Parte dessas ações – 472 –
envolvia restrições aos estados por não pagarem suas dívidas com a União. Ou
seja, os estados teriam de sofrer alguma punição, tal como deixar de receber
repasses do governo federal, principalmente por descumprirem da Lei de
Responsabilidade Fiscal (LRF). Mas não foi o que aconteceu na imensa maioria
dos casos.
“O STF analisou o pedido
cautelar em 433 delas, deferindo a liminar [em favor dos estados] em 401.
Interessante destacar que a liminar somente foi expressamente indeferida em 32
dos processos analisados", afirma Andrea de Quadros Dantas Echeverria .

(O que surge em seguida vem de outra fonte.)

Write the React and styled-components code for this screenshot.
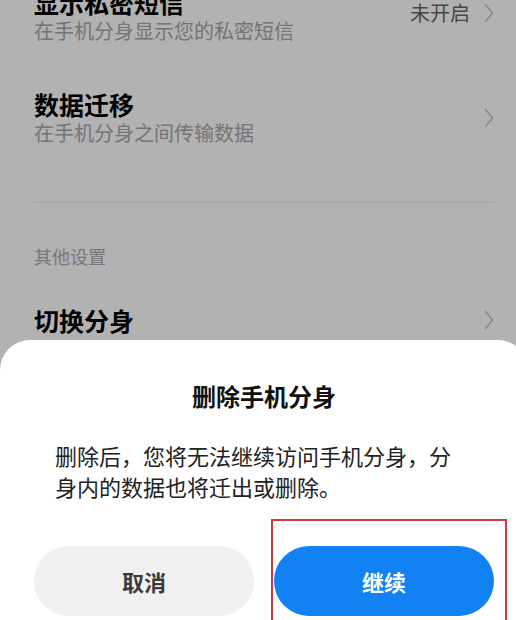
import React from 'react';
import styled, { createGlobalStyle } from 'styled-components';

const GlobalStyle = createGlobalStyle`
  html, body {
    margin: 0;
    padding: 0;
    background: #ffffff;
    overflow: hidden;
  }
  body {
    font-family: "Noto Sans CJK SC", "Noto Sans", sans-serif;
  }
`;

const Viewport = styled.div`
  width: 516px;
  height: 620px;
  overflow: hidden;
`;

const Screen = styled.div`
  position: relative;
  width: 528px;
  height: 620px;
  overflow: hidden;
  background: #ffffff;
`;

const SettingsList = styled.div`
  margin-top: -35px;
  padding: 0 34px;
`;

const Row = styled.div`
  display: flex;
  align-items: center;
  justify-content: space-between;
  padding: 22px 0;
`;

const RowText = styled.div`
  display: flex;
  flex-direction: column;
`;

const RowTitle = styled.div`
  font-size: 25px;
  line-height: 30px;
  font-weight: 700;
  color: #000000;
`;

const RowSubtitle = styled.div`
  font-size: 20px;
  line-height: 28px;
  color: #a8a8a8;
`;

const RowEnd = styled.div`
  display: flex;
  align-items: center;
  gap: 14px;
  margin-bottom: ${p => (p.$raised ? '6px' : '0')};
`;

const RowValue = styled.span`
  font-size: 20px;
  line-height: 28px;
  color: #666666;
`;

const Divider = styled.div`
  height: 1px;
  background: #ebebeb;
  margin-top: 33px;
`;

const SectionHeader = styled.div`
  font-size: 18px;
  line-height: 24px;
  color: #a9a9ae;
  padding: 41px 0 15px;
`;

const Overlay = styled.div`
  position: absolute;
  inset: 0;
  background: rgba(0, 0, 0, 0.3);
  display: flex;
  flex-direction: column;
  justify-content: flex-end;
`;

const Sheet = styled.div`
  height: 280px;
  background: #ffffff;
  border-radius: 30px 30px 0 0;
  box-sizing: border-box;
  padding-top: 40px;
`;

const SheetTitle = styled.div`
  text-align: center;
  font-size: 24px;
  line-height: 32px;
  font-weight: 700;
  color: #111111;
`;

const SheetBody = styled.p`
  margin: 28px 0 0;
  padding: 0 60px 0 55px;
  font-size: 22px;
  line-height: 31px;
  color: #222222;
`;

const Actions = styled.div`
  display: grid;
  grid-template-columns: 1fr 1fr;
  gap: 20px;
  padding: 0 34px;
  margin-top: 44px;
`;

const Highlight = styled.div`
  position: relative;

  &::after {
    content: '';
    position: absolute;
    top: -27px;
    left: -3px;
    right: -13px;
    bottom: -10px;
    border: 2px solid #d8353c;
    pointer-events: none;
  }
`;

const ActionButton = styled.button`
  width: 100%;
  height: 70px;
  border: none;
  border-radius: 35px;
  font-family: inherit;
  font-size: 22px;
  font-weight: 700;
  background: ${p => (p.$primary ? '#1282f2' : '#f0f0f0')};
  color: ${p => (p.$primary ? '#ffffff' : '#3a3a3a')};
  cursor: pointer;
`;

const Chevron = () => (
  <svg width="10" height="20" viewBox="0 0 10 20" fill="none">
    <polyline
      points="1.5,1.5 8.5,10 1.5,18.5"
      stroke="#c4c4c4"
      strokeWidth="1.6"
      strokeLinecap="round"
      strokeLinejoin="round"
    />
  </svg>
);

const settings = [
  { title: '显示私密短信', subtitle: '在手机分身显示您的私密短信', value: '未开启' },
  { title: '数据迁移', subtitle: '在手机分身之间传输数据' },
];

export default function App() {
  return (
    <Viewport>
      <GlobalStyle />
      <Screen>
        <SettingsList>
          {settings.map(item => (
            <Row key={item.title}>
              <RowText>
                <RowTitle>{item.title}</RowTitle>
                <RowSubtitle>{item.subtitle}</RowSubtitle>
              </RowText>
              <RowEnd $raised={!!item.value}>
                {item.value && <RowValue>{item.value}</RowValue>}
                <Chevron />
              </RowEnd>
            </Row>
          ))}
          <Divider />
          <SectionHeader>其他设置</SectionHeader>
          <Row>
            <RowText>
              <RowTitle>切换分身</RowTitle>
            </RowText>
            <RowEnd>
              <Chevron />
            </RowEnd>
          </Row>
        </SettingsList>

        <Overlay>
          <Sheet>
            <SheetTitle>删除手机分身</SheetTitle>
            <SheetBody>删除后，您将无法继续访问手机分身，分身内的数据也将迁出或删除。</SheetBody>
            <Actions>
              <ActionButton>取消</ActionButton>
              <Highlight>
                <ActionButton $primary>继续</ActionButton>
              </Highlight>
            </Actions>
          </Sheet>
        </Overlay>
      </Screen>
    </Viewport>
  );
}
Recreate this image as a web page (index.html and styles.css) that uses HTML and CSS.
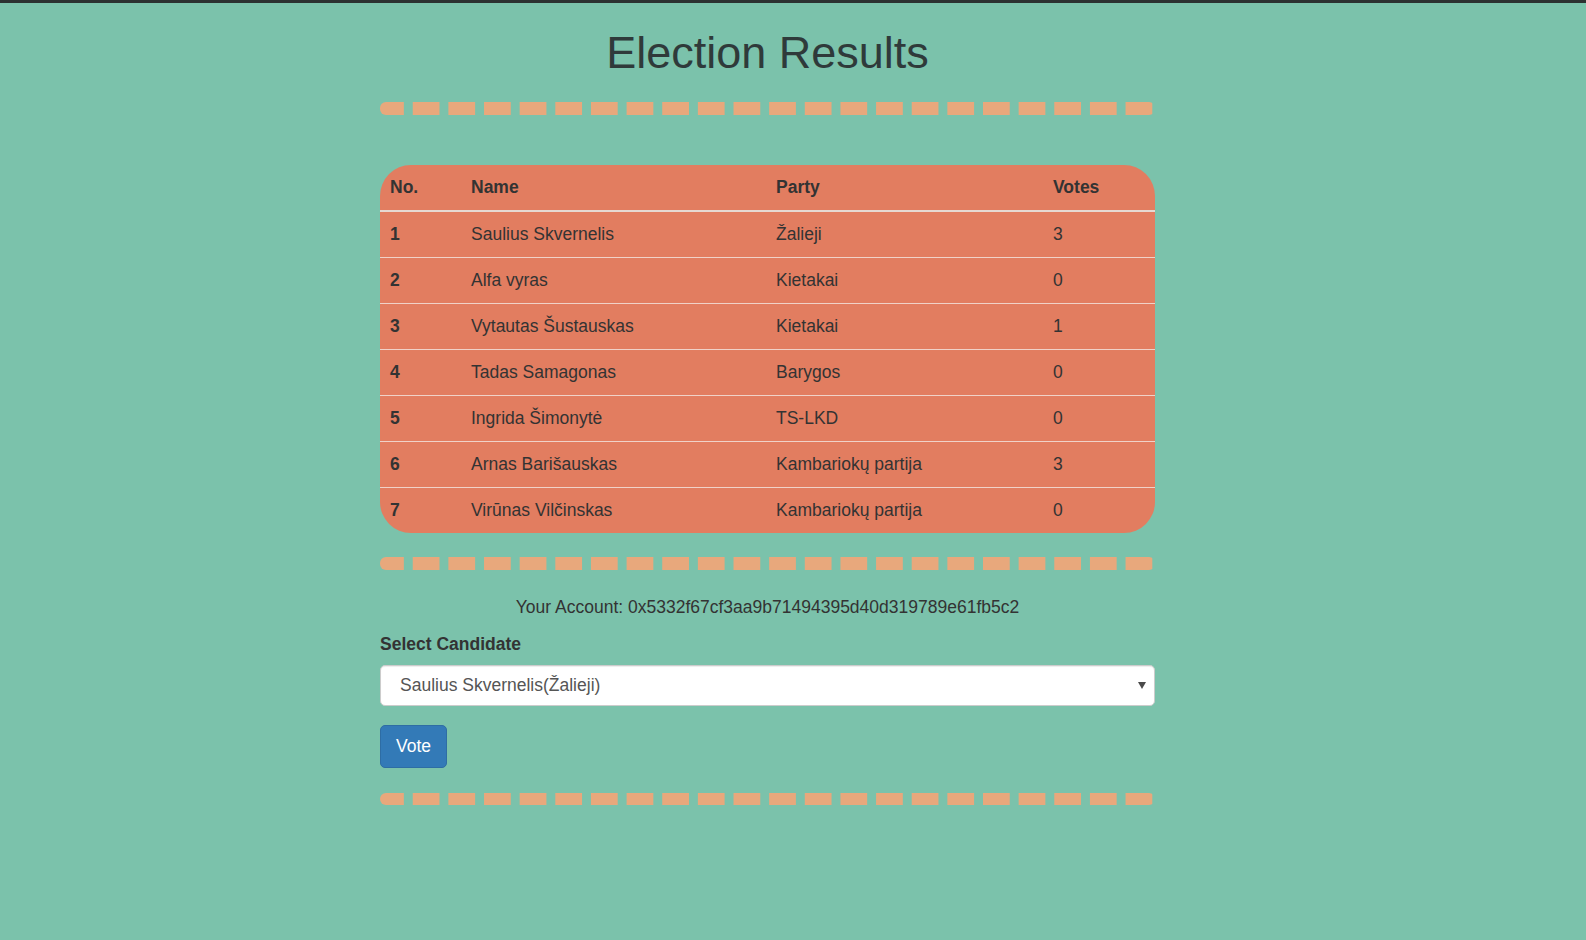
FILE: index.html
```html
<!DOCTYPE html>
<html lang="lt">
<head>
<meta charset="utf-8">
<title>Election Results</title>
<link rel="stylesheet" href="styles.css">
</head>
<body>
<div class="topbar"></div>
<main class="page">
  <h1 class="title">Election Results</h1>
  <div class="dashes dashes-first"></div>

  <div class="results">
    <table class="results-table">
      <colgroup>
        <col class="c-no"><col class="c-name"><col class="c-party"><col class="c-votes">
      </colgroup>
      <thead>
        <tr><th>No.</th><th>Name</th><th>Party</th><th>Votes</th></tr>
      </thead>
      <tbody>
        <tr><th>1</th><td>Saulius Skvernelis</td><td>Žalieji</td><td>3</td></tr>
        <tr><th>2</th><td>Alfa vyras</td><td>Kietakai</td><td>0</td></tr>
        <tr><th>3</th><td>Vytautas Šustauskas</td><td>Kietakai</td><td>1</td></tr>
        <tr><th>4</th><td>Tadas Samagonas</td><td>Barygos</td><td>0</td></tr>
        <tr><th>5</th><td>Ingrida Šimonytė</td><td>TS-LKD</td><td>0</td></tr>
        <tr><th>6</th><td>Arnas Barišauskas</td><td>Kambariokų partija</td><td>3</td></tr>
        <tr><th>7</th><td>Virūnas Vilčinskas</td><td>Kambariokų partija</td><td>0</td></tr>
      </tbody>
    </table>
  </div>

  <div class="dashes dashes-second"></div>

  <p class="account">Your Account: 0x5332f67cf3aa9b71494395d40d319789e61fb5c2</p>

  <form class="vote-form">
    <label class="field-label" for="candidate">Select Candidate</label>
    <div class="select-wrap">
      <select id="candidate" class="select">
        <option>Saulius Skvernelis(Žalieji)</option>
        <option>Alfa vyras(Kietakai)</option>
        <option>Vytautas Šustauskas(Kietakai)</option>
        <option>Tadas Samagonas(Barygos)</option>
        <option>Ingrida Šimonytė(TS-LKD)</option>
        <option>Arnas Barišauskas(Kambariokų partija)</option>
        <option>Virūnas Vilčinskas(Kambariokų partija)</option>
      </select>
      <span class="select-arrow"></span>
    </div>
    <button type="button" class="btn">Vote</button>
  </form>

  <div class="dashes dashes-third"></div>
</main>
</body>
</html>
```

FILE: styles.css
```css
html, body {
  margin: 0;
  padding: 0;
}

body {
  background: #7bc2ab;
  color: #333;
  font-family: "Liberation Sans", Arial, Helvetica, sans-serif;
  font-size: 17.5px;
  line-height: 25px;
  min-height: 940px;
}

.topbar {
  height: 3px;
  background: #2c3131;
}

.page {
  width: 775px;
  margin-left: 380px;
}

.title {
  margin: 25px 0 0;
  font-size: 45px;
  font-weight: 400;
  line-height: 49.5px;
  text-align: center;
  color: #2f3a3a;
}

.dashes {
  height: 12.5px;
  border-radius: 6px;
  background: linear-gradient(to right, #e8a87c 0, #e8a87c 26.5px, transparent 26.5px) -2.9px 0 / 35.65px 100% repeat-x;
}

.dashes-first {
  margin-top: 24.5px;
}

.dashes-second {
  margin-top: 24px;
}

.dashes-third {
  margin-top: 24.5px;
}

.results {
  margin-top: 50px;
  border-radius: 31px;
  overflow: hidden;
  background: #e27d60;
}

.results-table {
  width: 100%;
  border-collapse: separate;
  border-spacing: 0;
  table-layout: fixed;
}

.c-no { width: 81px; }
.c-name { width: 305px; }
.c-party { width: 277px; }
.c-votes { width: 112px; }

.results-table th,
.results-table td {
  padding: 10px;
  height: 25px;
  text-align: left;
  line-height: 25px;
  vertical-align: middle;
}

.results-table thead th {
  font-weight: 700;
  border-bottom: 2.5px solid #e6d9d2;
}

.results-table thead th,
.results-table tbody tr:first-child th,
.results-table tbody tr:first-child td {
  padding-top: 10.4px;
}

.results-table tbody th {
  font-weight: 700;
}

.results-table tbody tr + tr th,
.results-table tbody tr + tr td {
  border-top: 1px solid #f0d2c8;
}

.account {
  margin: 25.5px 0 0;
  text-align: center;
}

.vote-form {
  margin-top: 12px;
}

.field-label {
  display: block;
  font-weight: 700;
  margin-bottom: 7.5px;
}

.select-wrap {
  position: relative;
}

.select {
  display: block;
  width: 100%;
  height: 41px;
  margin: 0;
  padding: 0 30px 0 19px;
  font-family: inherit;
  font-size: 17.5px;
  color: #555;
  background: #fff;
  border: 1.25px solid #ccc;
  border-radius: 5px;
  box-shadow: inset 0 1px 1px rgba(0, 0, 0, 0.075);
  appearance: none;
  -webkit-appearance: none;
  box-sizing: border-box;
}

.select-arrow {
  position: absolute;
  right: 9px;
  top: 17.5px;
  width: 0;
  height: 0;
  border-left: 4px solid transparent;
  border-right: 4px solid transparent;
  border-top: 7px solid #4a4a4a;
  pointer-events: none;
}

.btn {
  display: block;
  margin-top: 19.5px;
  height: 43px;
  padding: 0 15px;
  font-family: inherit;
  font-size: 17.5px;
  color: #fff;
  background: #337ab7;
  border: 1.25px solid #2e6da4;
  border-radius: 5px;
  cursor: pointer;
}
```
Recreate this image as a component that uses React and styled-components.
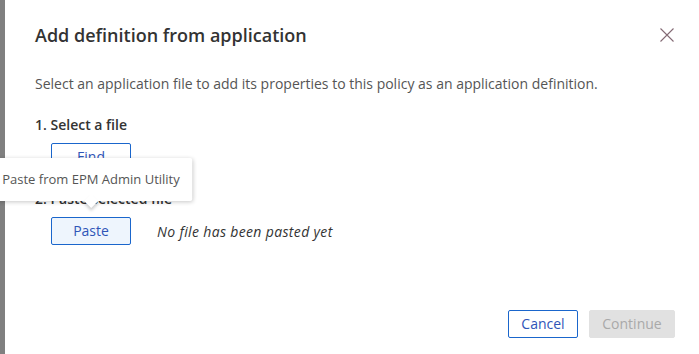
import React from 'react';
import styled, { createGlobalStyle } from 'styled-components';

const GlobalStyle = createGlobalStyle`
  html, body {
    margin: 0;
    padding: 0;
    background: #ffffff;
  }
  body {
    font-family: 'Open Sans', 'Noto Sans', sans-serif;
    color: #333333;
  }
`;

const Page = styled.div`
  display: flex;
  width: 699px;
  height: 354px;
  overflow: hidden;
`;

const Backdrop = styled.div`
  width: 5px;
  flex-shrink: 0;
  background: #808080;
`;

const Dialog = styled.div`
  flex: 1;
  display: flex;
  flex-direction: column;
  padding: 22px 24px 16px 30px;
  background: #ffffff;
`;

const Header = styled.div`
  display: flex;
  align-items: center;
  justify-content: space-between;
`;

const Title = styled.h2`
  margin: 0;
  font-size: 18px;
  line-height: 26px;
  font-weight: 600;
  color: #333333;
`;

const CloseButton = styled.button`
  display: flex;
  padding: 0;
  border: 0;
  background: none;
  color: #846a74;
  cursor: pointer;
`;

const Description = styled.p`
  margin: 26px 0 0;
  font-size: 14px;
  line-height: 20px;
  color: #555555;
`;

const StepLabel = styled.div`
  margin-top: ${(p) => p.$gap}px;
  font-size: 14px;
  line-height: 20px;
  font-weight: 600;
  color: #333333;
`;

const StepRow = styled.div`
  display: flex;
  align-items: center;
  gap: 26px;
  margin: 8px 0 0 16px;
`;

const Anchor = styled.div`
  position: relative;
  display: flex;
`;

const Button = styled.button`
  height: 28px;
  min-width: ${(p) => p.$width || 70}px;
  padding: 0 12px;
  border: 1px solid ${(p) => (p.$disabled ? '#e1e1e1' : '#1a66cc')};
  border-radius: 2px;
  background: ${(p) => (p.$disabled ? '#e1e1e1' : p.$active ? '#eef5fd' : '#ffffff')};
  color: ${(p) => (p.$disabled ? '#a9a9a9' : '#2f55b8')};
  font-family: inherit;
  font-size: 14px;
  line-height: 26px;
  cursor: ${(p) => (p.$disabled ? 'default' : 'pointer')};
`;

const Hint = styled.span`
  font-size: 14px;
  font-style: italic;
  letter-spacing: 0.35px;
  color: #333333;
`;

const Tooltip = styled.div`
  position: absolute;
  left: 50%;
  bottom: calc(100% + 16px);
  transform: translateX(-50%);
  white-space: nowrap;
  padding: 11px 12px 12px;
  background: #ffffff;
  font-size: 13px;
  line-height: 20px;
  color: #555555;
  box-shadow: 0 1px 4px rgba(0, 0, 0, 0.22);
  border-radius: 2px;
  z-index: 2;

  &::after {
    content: '';
    position: absolute;
    left: 50%;
    bottom: -5px;
    width: 10px;
    height: 10px;
    margin-left: -5px;
    background: #ffffff;
    transform: rotate(45deg);
    box-shadow: 2px 2px 3px rgba(0, 0, 0, 0.18);
  }
`;

const Spacer = styled.div`
  flex: 1;
`;

const Footer = styled.div`
  display: flex;
  justify-content: flex-end;
  gap: 11px;
`;

const CloseIcon = () => (
  <svg width="16" height="16" viewBox="0 0 16 16" fill="none">
    <path d="M1.5 1.5 L14.5 14.5 M14.5 1.5 L1.5 14.5" stroke="currentColor" strokeWidth="1.1" />
  </svg>
);

const App = () => (
  <>
    <GlobalStyle />
    <Page>
      <Backdrop />
      <Dialog>
        <Header>
          <Title>Add definition from application</Title>
          <CloseButton aria-label="Close">
            <CloseIcon />
          </CloseButton>
        </Header>
        <Description>
          Select an application file to add its properties to this policy as an application definition.
        </Description>
        <StepLabel $gap={21}>1. Select a file</StepLabel>
        <StepRow>
          <Button $width={80}>Find</Button>
        </StepRow>
        <StepLabel $gap={18}>2. Paste selected file</StepLabel>
        <StepRow>
          <Anchor>
            <Tooltip>Paste from EPM Admin Utility</Tooltip>
            <Button $width={80} $active>
              Paste
            </Button>
          </Anchor>
          <Hint>No file has been pasted yet</Hint>
        </StepRow>
        <Spacer />
        <Footer>
          <Button>Cancel</Button>
          <Button $width={86} $disabled>
            Continue
          </Button>
        </Footer>
      </Dialog>
    </Page>
  </>
);

export default App;
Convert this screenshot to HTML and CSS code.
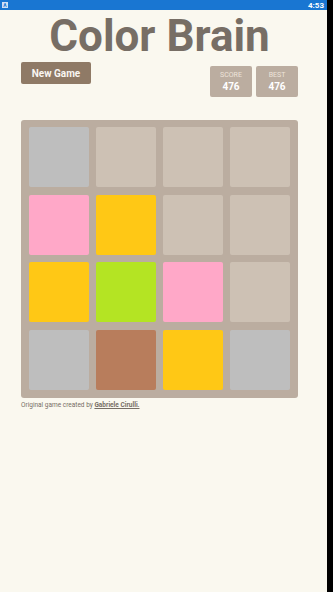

Nas demais ações, o pedido de liminar não foi analisado ou não foi possível
localizar a decisão do STF.
Nas ações protocoladas no
Supremo em que pedem para não ter de pagar as dívidas com a União, alguns
governadores culpam gestões anteriores pelas dívidas herdadas e argumentam que
não podem ser punidos por atos anteriores à sua administração. E que, em última
análise, se forem punidos terão de paralisar serviços públicos, punindo a
própria população.
“O que o STF parece não
vislumbrar é que tal jurisprudência cria tanto um ciclo vicioso de
irresponsabilidade fiscal como um paradoxo de proteção às políticas
públicas", diz a advogada Andrea de Quadros Dantas Echeverria. "Isso
porque, ao permitir o repasse dos recursos e impedir a incidência das sanções
da LRF, o STF colabora para o aprofundamento da crise fiscal – o que, em última
análise, representa o maior risco à execução das políticas públicas do que a retenção
dos recursos pela União."
Em resumo: sem serem
punidos, os governadores empurram para gestões posteriores a tarefa de sanear
as contas. E, sem sanear as contas, faltam recursos para atender às demandas da
população.
A autora do estudo
ressalta que a crise fiscal dos estados não é causada unicamente pelas decisões
do STF. Segundo ela, os problemas financeiros dos estados são um fenômeno
extremamente complexo que sofre influência de inúmeras outras variáveis não
consideradas no estudo. Porém, ela afirma que qualquer medida para melhorar as
contas públicas não terá sucesso caso o STF “mantenha seu posicionamento de
deferir decisões favoráveis aos estados, sem considerar os reflexos estruturais
da sua jurisprudência”.
O governo planeja outra
forma de auxiliar os estados com Plano Mansueto
Pelo menos desde o governo
de Fernando Henrique Cardoso (1995-2002), a União tenta promover a recuperação
das finanças dos estados. Durante o governo de Michel Temer (2016-2019), foi
lançado o Regime de Recuperação Fiscal (RRF) para socorrer estados com grave
desequilíbrio em suas contas. O programa suspende a dívida dos estados. Até agora,
apenas o Rio de Janeiro conseguiu aderir, mas Minas Gerais, Rio Grande do Sul e
Goiás também querem fazer parte do RRF.
Já o governo do presidente
Jair Bolsonaro elaborou o Plano de Equilíbrio Fiscal (PEF), chamado de Plano
Mansueto – numa referência ao idealizador do programa, o secretário especial do
Tesouro, Mansueto Almeida. O plano, que ainda precisa ser aprovado pelo
Congresso para valer, pretende permitir que estados em crise financeira peçam
empréstimos com garantias da União desde que adotem medidas de ajuste fiscal.
O programa será destinado
aos estados considerados sem capacidade de pagamento e que apresentam notas
baixas (C e D) na avaliação anual do Tesouro. Hoje, esses estados não podem
pegar empréstimos usando a União como avalista, pois somente estados com notas
A e B têm essa vantagem.
São 14 estados com nota C:
Amapá, Bahia, Distrito Federal, Goiás, Maranhão, Mato Grosso do Sul, Mato
Grosso, Pernambuco, Rio Grande do Norte, Rondônia, Roraima, Santa Catarina,
Sergipe e Tocantins. O Plano Mansueto também prevê que a União não deve
socorrer os estados e municípios a partir de 2026.